Psychology Professor and NYTimes best-selling author Dan Simons explores the limits of awareness and memory in two special lectures.
“Missing What’s Missing…” at 7:30 p.m. on Thursday, February 7, 2019 in Knobel Hall, Burton Morgan.
“Do ‘Brain Training’ Programs Work?” at 4:30 p.m. on Friday, February 8, 2019, in Burton Morgan Lecture Hall.
Missing What’s Missing…
We all have intuitive beliefs about the workings of our own mind, and those beliefs are firmly grounded in our daily experiences; we believe we see the world as it is and that we know why we see it the way we do. Yet, our experiences can be misleading, fostering illusions about our cognitive abilities and delusions about the richness of our understanding. Dr. Simon draws on research from visual perception, attention, and metacognition to illustrate how the unnoticed limits of our own minds affect what we see and think.
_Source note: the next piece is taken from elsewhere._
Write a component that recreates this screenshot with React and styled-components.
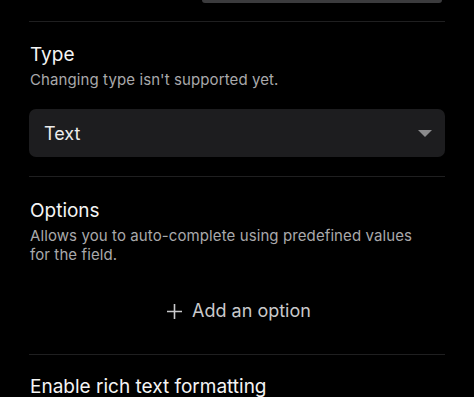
import React from 'react'
import styled, { createGlobalStyle } from 'styled-components'

const GlobalStyle = createGlobalStyle`
  html, body {
    margin: 0;
    padding: 0;
    background: #000;
  }
  body {
    font-family: Inter, "Noto Sans", sans-serif;
    -webkit-font-smoothing: antialiased;
  }
`

const Page = styled.div`
  width: 474px;
  height: 397px;
  overflow: hidden;
  padding: 0 29px;
  box-sizing: border-box;
  background: #000;
`

const TopRow = styled.div`
  height: 21px;
  display: flex;
  justify-content: flex-end;
  align-items: flex-start;
`

const TopField = styled.div`
  width: 240px;
  height: 3px;
  margin-right: 3px;
  background: #3b3b3d;
  border-radius: 0 0 3px 3px;
`

const Divider = styled.div`
  height: 1px;
  background: #1f1f20;
`

const Section = styled.div`
  padding: ${({ $top }) => $top || 22}px 1px ${({ $bottom }) => $bottom || 0}px;
`

const Heading = styled.div`
  font-size: 19px;
  line-height: 22px;
  color: #f4f4f4;
  font-weight: 400;
`

const Hint = styled.div`
  margin-top: 4px;
  font-size: 15px;
  line-height: 19px;
  color: #a9a9ab;
  letter-spacing: 0.1px;
`

const Select = styled.div`
  margin: 20px -1px 0;
  height: 48px;
  border-radius: 7px;
  background: #1d1d1f;
  display: flex;
  align-items: center;
  justify-content: space-between;
  padding: 0 13px 0 15px;
  font-size: 18px;
  color: #ececec;
`

const AddButton = styled.div`
  display: flex;
  justify-content: center;
  align-items: center;
  gap: 9px;
  margin-top: 36px;
  padding-left: 3px;
  font-size: 18px;
  line-height: 22px;
  color: #c9c9cb;
`

const Caret = () => (
  <svg width="14" height="7" viewBox="0 0 14 7">
    <path d="M0 0 H14 L7 7 Z" fill="#8b8b8d" />
  </svg>
)

const Plus = () => (
  <svg width="17" height="17" viewBox="0 0 17 17">
    <path d="M8.5 1 V16 M1 8.5 H16" stroke="#c9c9cb" strokeWidth="1.6" />
  </svg>
)

export default function App() {
  return (
    <Page>
      <GlobalStyle />
      <TopRow>
        <TopField />
      </TopRow>
      <Divider />
      <Section $bottom={19}>
        <Heading>Type</Heading>
        <Hint>Changing type isn't supported yet.</Hint>
        <Select>
          <span>Text</span>
          <Caret />
        </Select>
      </Section>
      <Divider />
      <Section $top={23} $bottom={32}>
        <Heading>Options</Heading>
        <Hint>
          Allows you to auto-complete using predefined values
          <br />
          for the field.
        </Hint>
        <AddButton>
          <Plus />
          <span>Add an option</span>
        </AddButton>
      </Section>
      <Divider />
      <Section $top={21}>
        <Heading>Enable rich text formatting</Heading>
      </Section>
    </Page>
  )
}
The talk will focus on failures of awareness and the limits of our mind.
Do ‘Brain Training’ Programs Work?
In 2014, a large group of scientists released a “consensus”letter stating that there is little or no evidence for real cognitive benefits from brain games. Shortly afterward, a group of brain training proponents released their own letter touting the extensive evidence for everyday benefits of cognitive training! How could two groups of scientists examine the same literature and come to conflicting “consensus” views about the effectiveness of brain training? Simons presents the results of a comprehensive evaluation of all evidence cited by leading brain training companies and proponents as support for the benefits of brain training. Our team found that practicing a brain training game does make you better at that game, but we found almost no compelling evidence that such games improve everyday cognition or limit the effects of cognitive aging. Dr. Simon discusses the state of the evidence, and the changes to scientific standards that are needed to improve how such interventions are conducted and how their results are interpreted.
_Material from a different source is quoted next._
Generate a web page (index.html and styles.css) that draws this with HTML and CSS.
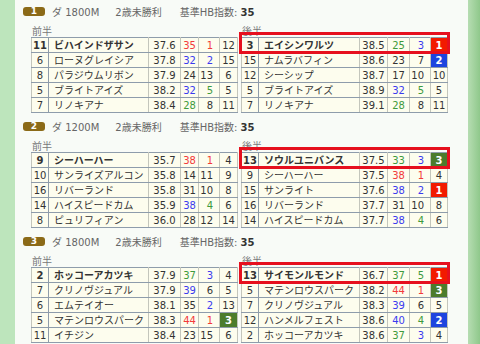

DANIEL SIMONS is a professor of psychology at the University of Illinois where he heads the Visual Cognition Laboratory. His research explores the limits of awareness and memory, the reasons why we often are unaware of those limits, and the implications of such limits for our personal and professional lives. In 2010, he and his colleague Christopher Chabris co-authored the New York Times bestseller, The Invisible Gorilla.